── Exercise input ──
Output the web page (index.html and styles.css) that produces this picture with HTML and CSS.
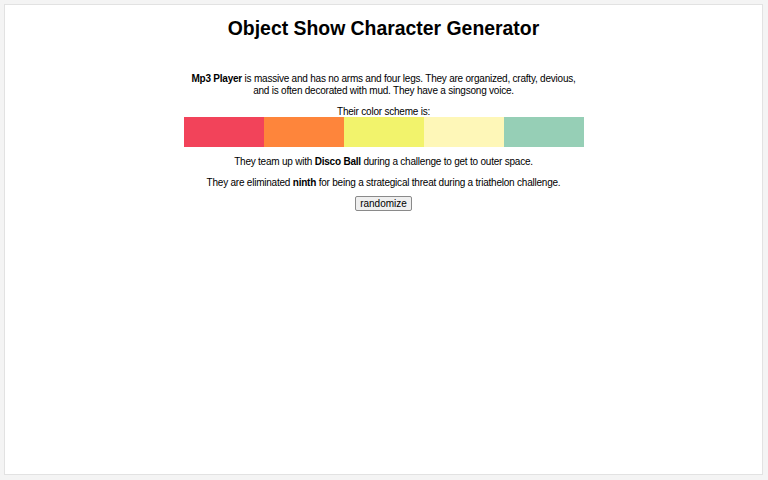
FILE: index.html
```html
<!doctype html>
<html lang="en">
  <head>
    <meta charset="UTF-8" />
    <meta name="viewport" content="width=device-width, initial-scale=1.0" />
    <title>Object Show Character Generator</title>
    <link rel="stylesheet" href="styles.css">
  </head>
  <body>
    <div class="page">
      <h1>Object Show Character Generator</h1>

      <div class="generator">
        <p class="intro">
          <b>Mp3 Player</b> is massive and has no arms and four legs. They are organized, crafty, devious,
          and is often decorated with mud. They have a singsong voice.
        </p>

        <p class="scheme-label">Their color scheme is:</p>
        <div class="palette">
          <div class="swatch" style="background: #f2435a"></div>
          <div class="swatch" style="background: #fe853b"></div>
          <div class="swatch" style="background: #f2f36c"></div>
          <div class="swatch" style="background: #fef7b8"></div>
          <div class="swatch" style="background: #96cfb6"></div>
        </div>

        <p>They team up with <b>Disco Ball</b> during a challenge to get to outer space.</p>
        <p class="elimination">They are eliminated <b>ninth</b> for being a strategical threat during a triathelon challenge.</p>

        <button>randomize</button>
      </div>
    </div>
  </body>
</html>
```

FILE: styles.css
```css
body {
  font-family: 'Liberation Sans', Arial, sans-serif;
  margin: 0;
  padding: 4px 5px 5px 4px;
  background: #f4f4f4;
}

.page {
  height: 471px;
  box-sizing: border-box;
  background: white;
  border: 1px solid #e2e2e2;
  padding-top: 12px;
}

h1 {
  margin: 0;
  font-size: 19.4px;
  line-height: 22px;
  text-align: center;
}

.generator {
  width: 400px;
  margin: 34px auto 0;
  text-align: center;
  font-size: 10px;
  line-height: 12px;
  letter-spacing: -0.22px;
}

p {
  margin: 9px 0;
}

.intro {
  margin-top: 0;
  margin-bottom: 5px;
}

.scheme-label {
  margin-bottom: 0;
  line-height: 11px;
}

.palette {
  display: flex;
  height: 30px;
  margin-bottom: 8px;
}

.swatch {
  flex: 1;
}

.elimination {
  margin-bottom: 7px;
}

button {
  font-family: inherit;
  font-size: 10px;
  line-height: 11px;
  padding: 1px 4px;
  background: #efefef;
  border: 1px solid #8a8a8a;
  border-radius: 2px;
}
```
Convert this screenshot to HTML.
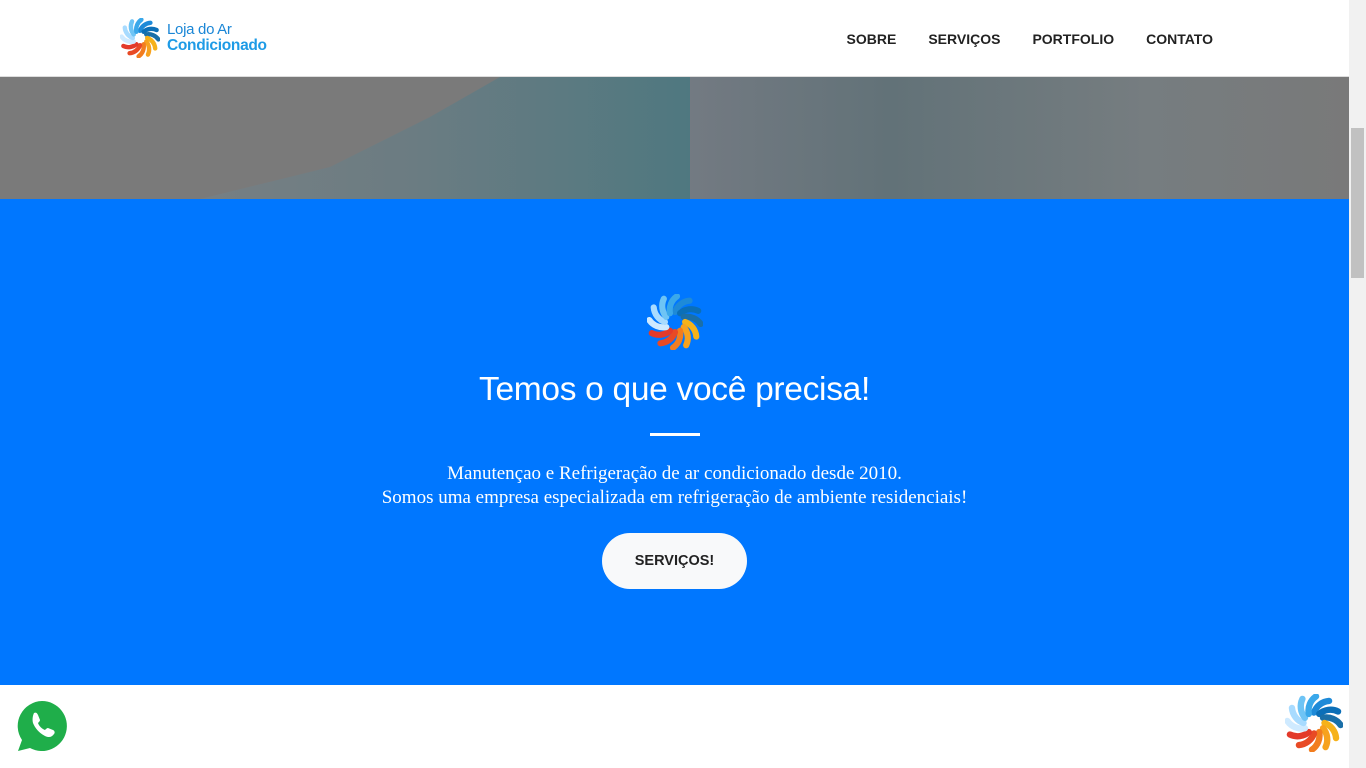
<!DOCTYPE html>
<html><head><meta charset="utf-8"><style>
*{margin:0;padding:0;box-sizing:border-box}
body{width:1366px;height:768px;overflow:hidden;font-family:"Liberation Sans",sans-serif;background:#fff;position:relative}
.page{position:absolute;left:0;top:0;width:1349px;height:768px}
header{position:absolute;top:0;left:0;width:1349px;height:77px;background:#fff;border-bottom:1px solid #ddd;z-index:2}
.logo{position:absolute;left:120px;top:18px;display:flex;align-items:center}
.lt{margin-left:7px;line-height:16px;color:#1a86d6}
.lt .a{font-size:15px;letter-spacing:-.3px}
.lt .b{font-size:15.5px;font-weight:bold;color:#1e9be6;letter-spacing:-.3px}
nav{position:absolute;right:136px;top:31px;display:flex;gap:32px}
nav a{font-size:14px;font-weight:bold;color:#222;letter-spacing:0;text-decoration:none}
.hero{position:absolute;top:77px;left:0;width:1349px;height:122px;overflow:hidden;background:linear-gradient(90deg,#7a7a7a 0%,#7a7a7a 50%,#737a82 51%,#627278 66%,#767d80 85%,#797979 100%)}
.shape{position:absolute;left:0;top:0;width:690px;height:122px;clip-path:polygon(500px 0,690px 0,690px 122px,200px 122px,330px 90px,430px 40px);background:linear-gradient(90deg,#7a8084 20%,#6b7c82 60%,#4f7880 100%)}
.blue{position:absolute;top:199px;left:0;width:1349px;height:486px;background:#0077ff;text-align:center;color:#fff}
h1{font-weight:normal;font-size:33.5px;position:absolute;top:172px;width:100%;letter-spacing:-.3px}
.line{position:absolute;left:650px;top:234px;width:50px;height:3px;background:#fff}
.p{position:absolute;top:263px;width:100%;font-family:"Liberation Serif",serif;font-size:19px;line-height:24px}
.btn{position:absolute;left:602px;top:334px;width:145px;height:56px;border-radius:28px;background:#f8f9fa;color:#222;font-weight:bold;font-size:14.5px;line-height:56px}
.sb{position:absolute;right:0;top:0;width:17px;height:768px;background:#f1f1f1}
.sb div{position:absolute;left:2px;top:128px;width:13px;height:150px;background:#c1c1c1}
</style></head><body>
<svg width="0" height="0" style="position:absolute"><defs>
<g id="sw">
<g fill="none" stroke-width="5.5" stroke-linecap="round">
<path d="M0-9 A15 15 0 0 1 13-19" stroke="#1e8ad8" transform="rotate(0)"/>
<path d="M0-9 A15 15 0 0 1 13-19" stroke="#0b6fb8" transform="rotate(30)"/>
<path d="M0-9 A15 15 0 0 1 13-19" stroke="#1a6fa8" transform="rotate(60)"/>
<path d="M0-9 A15 15 0 0 1 13-19" stroke="#f6b21a" transform="rotate(90)"/>
<path d="M0-9 A15 15 0 0 1 13-19" stroke="#f7a21e" transform="rotate(120)"/>
<path d="M0-9 A15 15 0 0 1 13-19" stroke="#f27d1f" transform="rotate(150)"/>
<path d="M0-9 A15 15 0 0 1 13-19" stroke="#e84a25" transform="rotate(180)"/>
<path d="M0-9 A15 15 0 0 1 13-19" stroke="#e33a2a" transform="rotate(210)"/>
<path d="M0-9 A15 15 0 0 1 13-19" stroke="#cfeaff" transform="rotate(240)"/>
<path d="M0-9 A15 15 0 0 1 13-19" stroke="#a8dbff" transform="rotate(270)"/>
<path d="M0-9 A15 15 0 0 1 13-19" stroke="#6ec4f5" transform="rotate(300)"/>
<path d="M0-9 A15 15 0 0 1 13-19" stroke="#3aa8ea" transform="rotate(330)"/>
</g></g></defs></svg>
<div class="page">
<header>
<div class="logo"><svg width="40" height="40" viewBox="-25 -25 50 50"><use href="#sw"/></svg>
<div class="lt"><div class="a">Loja do Ar</div><div class="b">Condicionado</div></div></div>
<nav><a>SOBRE</a><a>SERVIÇOS</a><a>PORTFOLIO</a><a>CONTATO</a></nav>
</header>
<div class="hero"><div class="shape"></div></div>
<div class="blue">
<svg style="position:absolute;left:647px;top:95px" width="56" height="56" viewBox="-25 -25 50 50"><use href="#sw"/></svg>
<h1>Temos o que você precisa!</h1>
<div class="line"></div>
<div class="p">Manutençao e Refrigeração de ar condicionado desde 2010.<br>Somos uma empresa especializada em refrigeração de ambiente residenciais!</div>
<div class="btn">SERVIÇOS!</div>
</div>
<svg style="position:absolute;left:15px;top:699px" width="54" height="54" viewBox="0 0 54 54">
<path d="M27 2a25 25 0 1 1-12 47L3 52l4-11A25 25 0 0 1 27 2z" fill="#1fae4a"/>
<path d="M19 14c2-1 3 0 4 2l2 5c0 1-1 2-2 3 1 3 4 6 7 7 1-1 2-2 3-2l5 2c2 1 2 3 1 4-2 3-5 4-9 2-6-3-10-8-12-13-1-4 0-8 1-10z" fill="#fff"/>
</svg>
<svg style="position:absolute;left:1285px;top:694px" width="58" height="58" viewBox="-25 -25 50 50"><use href="#sw"/></svg>
</div>
<div class="sb"><div></div></div>
</body></html>
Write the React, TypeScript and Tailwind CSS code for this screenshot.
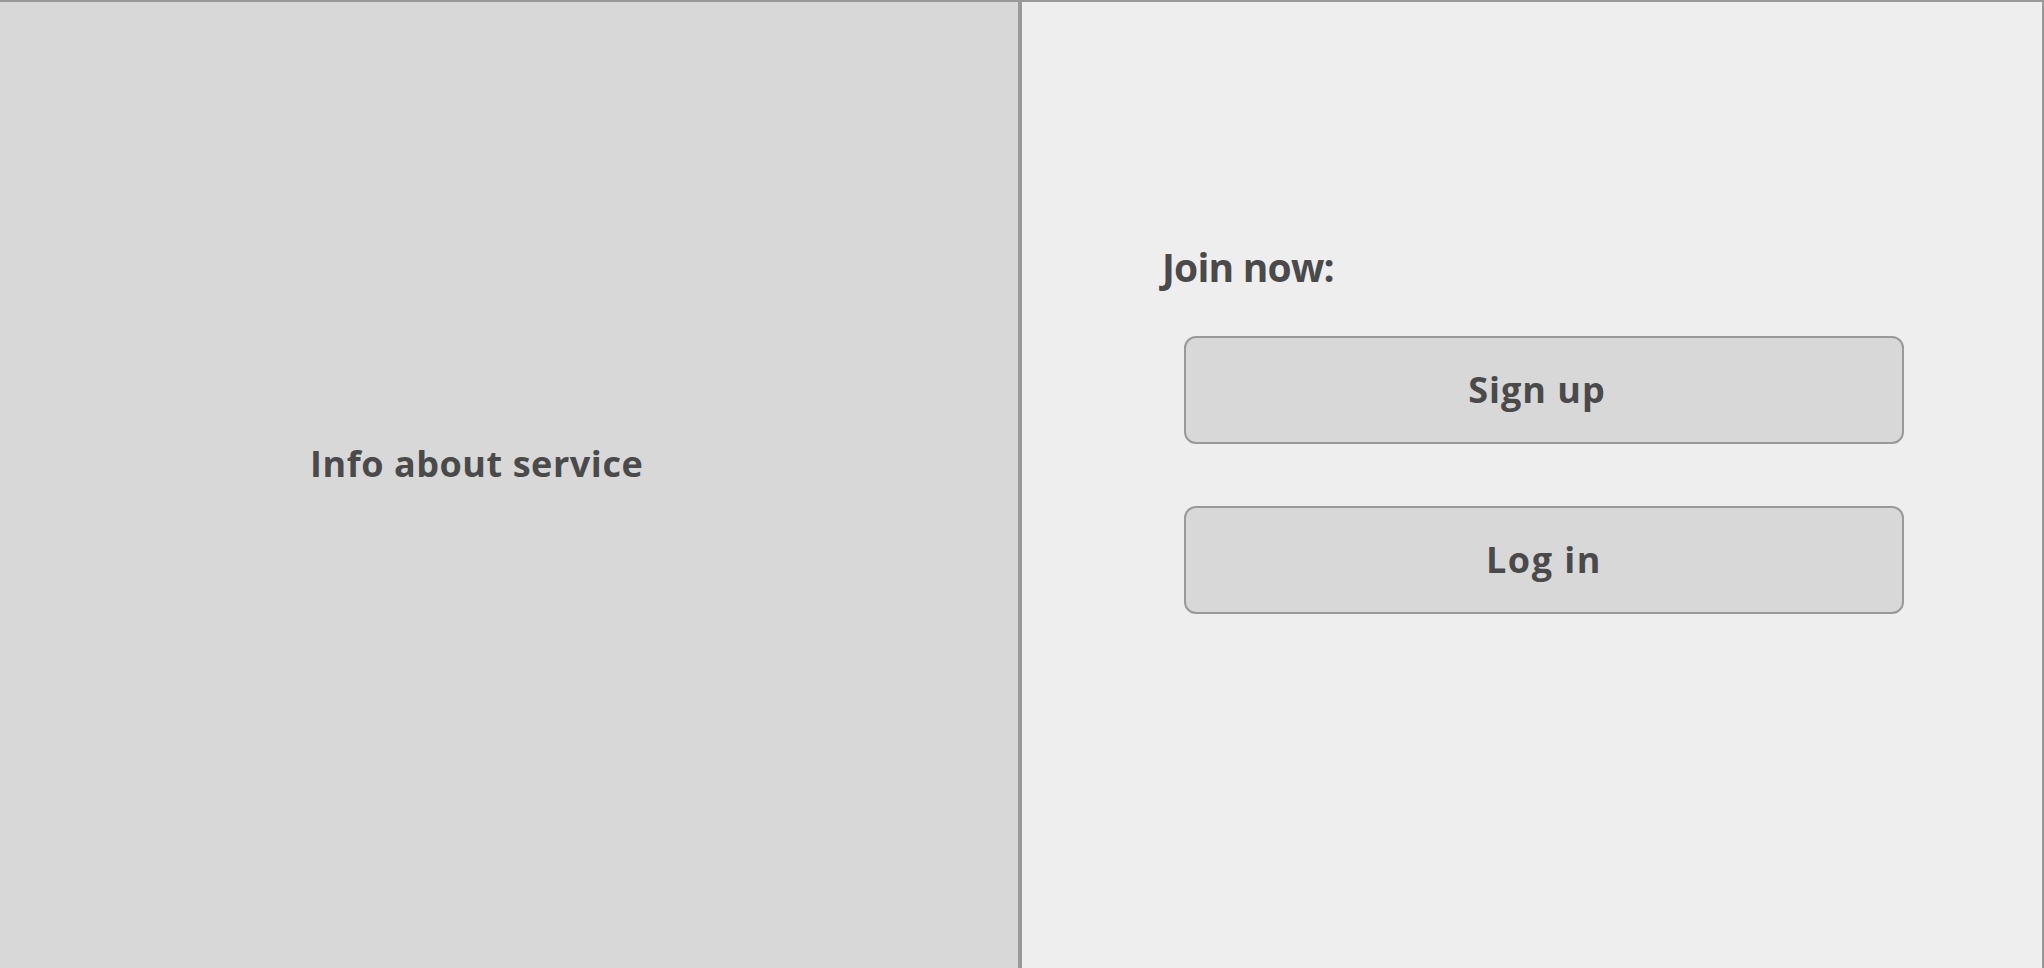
───
Requirements -
Copy each line in full and exactly, omitting any picture.

Worked answer -
Output the web page (index.html and styles.css) that produces this picture with HTML and CSS.
FILE: index.html
```html
<!doctype html>
<html lang="en">
  <head>
    <meta charset="UTF-8" />
    <meta name="viewport" content="width=device-width, initial-scale=1.0" />
    <title>Object Show Character Generator</title>
    <link rel="stylesheet" href="styles.css">
  </head>
  <body>
    <div class="page">
      <h1>Object Show Character Generator</h1>

      <div class="generator">
        <p class="intro">
          <b>Mp3 Player</b> is massive and has no arms and four legs. They are organized, crafty, devious,
          and is often decorated with mud. They have a singsong voice.
        </p>

        <p class="scheme-label">Their color scheme is:</p>
        <div class="palette">
          <div class="swatch" style="background: #f2435a"></div>
          <div class="swatch" style="background: #fe853b"></div>
          <div class="swatch" style="background: #f2f36c"></div>
          <div class="swatch" style="background: #fef7b8"></div>
          <div class="swatch" style="background: #96cfb6"></div>
        </div>

        <p>They team up with <b>Disco Ball</b> during a challenge to get to outer space.</p>
        <p class="elimination">They are eliminated <b>ninth</b> for being a strategical threat during a triathelon challenge.</p>

        <button>randomize</button>
      </div>
    </div>
  </body>
</html>
```

FILE: styles.css
```css
body {
  font-family: 'Liberation Sans', Arial, sans-serif;
  margin: 0;
  padding: 4px 5px 5px 4px;
  background: #f4f4f4;
}

.page {
  height: 471px;
  box-sizing: border-box;
  background: white;
  border: 1px solid #e2e2e2;
  padding-top: 12px;
}

h1 {
  margin: 0;
  font-size: 19.4px;
  line-height: 22px;
  text-align: center;
}

.generator {
  width: 400px;
  margin: 34px auto 0;
  text-align: center;
  font-size: 10px;
  line-height: 12px;
  letter-spacing: -0.22px;
}

p {
  margin: 9px 0;
}

.intro {
  margin-top: 0;
  margin-bottom: 5px;
}

.scheme-label {
  margin-bottom: 0;
  line-height: 11px;
}

.palette {
  display: flex;
  height: 30px;
  margin-bottom: 8px;
}

.swatch {
  flex: 1;
}

.elimination {
  margin-bottom: 7px;
}

button {
  font-family: inherit;
  font-size: 10px;
  line-height: 11px;
  padding: 1px 4px;
  background: #efefef;
  border: 1px solid #8a8a8a;
  border-radius: 2px;
}
```
Convert this screenshot to HTML.
<!DOCTYPE html>
<html><head><meta charset="utf-8"><style>
*{margin:0;padding:0;box-sizing:border-box}
body{width:1366px;height:768px;overflow:hidden;font-family:"Liberation Sans",sans-serif;background:#fff;position:relative}
.page{position:absolute;left:0;top:0;width:1349px;height:768px}
header{position:absolute;top:0;left:0;width:1349px;height:77px;background:#fff;border-bottom:1px solid #ddd;z-index:2}
.logo{position:absolute;left:120px;top:18px;display:flex;align-items:center}
.lt{margin-left:7px;line-height:16px;color:#1a86d6}
.lt .a{font-size:15px;letter-spacing:-.3px}
.lt .b{font-size:15.5px;font-weight:bold;color:#1e9be6;letter-spacing:-.3px}
nav{position:absolute;right:136px;top:31px;display:flex;gap:32px}
nav a{font-size:14px;font-weight:bold;color:#222;letter-spacing:0;text-decoration:none}
.hero{position:absolute;top:77px;left:0;width:1349px;height:122px;overflow:hidden;background:linear-gradient(90deg,#7a7a7a 0%,#7a7a7a 50%,#737a82 51%,#627278 66%,#767d80 85%,#797979 100%)}
.shape{position:absolute;left:0;top:0;width:690px;height:122px;clip-path:polygon(500px 0,690px 0,690px 122px,200px 122px,330px 90px,430px 40px);background:linear-gradient(90deg,#7a8084 20%,#6b7c82 60%,#4f7880 100%)}
.blue{position:absolute;top:199px;left:0;width:1349px;height:486px;background:#0077ff;text-align:center;color:#fff}
h1{font-weight:normal;font-size:33.5px;position:absolute;top:172px;width:100%;letter-spacing:-.3px}
.line{position:absolute;left:650px;top:234px;width:50px;height:3px;background:#fff}
.p{position:absolute;top:263px;width:100%;font-family:"Liberation Serif",serif;font-size:19px;line-height:24px}
.btn{position:absolute;left:602px;top:334px;width:145px;height:56px;border-radius:28px;background:#f8f9fa;color:#222;font-weight:bold;font-size:14.5px;line-height:56px}
.sb{position:absolute;right:0;top:0;width:17px;height:768px;background:#f1f1f1}
.sb div{position:absolute;left:2px;top:128px;width:13px;height:150px;background:#c1c1c1}
</style></head><body>
<svg width="0" height="0" style="position:absolute"><defs>
<g id="sw">
<g fill="none" stroke-width="5.5" stroke-linecap="round">
<path d="M0-9 A15 15 0 0 1 13-19" stroke="#1e8ad8" transform="rotate(0)"/>
<path d="M0-9 A15 15 0 0 1 13-19" stroke="#0b6fb8" transform="rotate(30)"/>
<path d="M0-9 A15 15 0 0 1 13-19" stroke="#1a6fa8" transform="rotate(60)"/>
<path d="M0-9 A15 15 0 0 1 13-19" stroke="#f6b21a" transform="rotate(90)"/>
<path d="M0-9 A15 15 0 0 1 13-19" stroke="#f7a21e" transform="rotate(120)"/>
<path d="M0-9 A15 15 0 0 1 13-19" stroke="#f27d1f" transform="rotate(150)"/>
<path d="M0-9 A15 15 0 0 1 13-19" stroke="#e84a25" transform="rotate(180)"/>
<path d="M0-9 A15 15 0 0 1 13-19" stroke="#e33a2a" transform="rotate(210)"/>
<path d="M0-9 A15 15 0 0 1 13-19" stroke="#cfeaff" transform="rotate(240)"/>
<path d="M0-9 A15 15 0 0 1 13-19" stroke="#a8dbff" transform="rotate(270)"/>
<path d="M0-9 A15 15 0 0 1 13-19" stroke="#6ec4f5" transform="rotate(300)"/>
<path d="M0-9 A15 15 0 0 1 13-19" stroke="#3aa8ea" transform="rotate(330)"/>
</g></g></defs></svg>
<div class="page">
<header>
<div class="logo"><svg width="40" height="40" viewBox="-25 -25 50 50"><use href="#sw"/></svg>
<div class="lt"><div class="a">Loja do Ar</div><div class="b">Condicionado</div></div></div>
<nav><a>SOBRE</a><a>SERVIÇOS</a><a>PORTFOLIO</a><a>CONTATO</a></nav>
</header>
<div class="hero"><div class="shape"></div></div>
<div class="blue">
<svg style="position:absolute;left:647px;top:95px" width="56" height="56" viewBox="-25 -25 50 50"><use href="#sw"/></svg>
<h1>Temos o que você precisa!</h1>
<div class="line"></div>
<div class="p">Manutençao e Refrigeração de ar condicionado desde 2010.<br>Somos uma empresa especializada em refrigeração de ambiente residenciais!</div>
<div class="btn">SERVIÇOS!</div>
</div>
<svg style="position:absolute;left:15px;top:699px" width="54" height="54" viewBox="0 0 54 54">
<path d="M27 2a25 25 0 1 1-12 47L3 52l4-11A25 25 0 0 1 27 2z" fill="#1fae4a"/>
<path d="M19 14c2-1 3 0 4 2l2 5c0 1-1 2-2 3 1 3 4 6 7 7 1-1 2-2 3-2l5 2c2 1 2 3 1 4-2 3-5 4-9 2-6-3-10-8-12-13-1-4 0-8 1-10z" fill="#fff"/>
</svg>
<svg style="position:absolute;left:1285px;top:694px" width="58" height="58" viewBox="-25 -25 50 50"><use href="#sw"/></svg>
</div>
<div class="sb"><div></div></div>
</body></html>
Write the React, TypeScript and Tailwind CSS code for this screenshot.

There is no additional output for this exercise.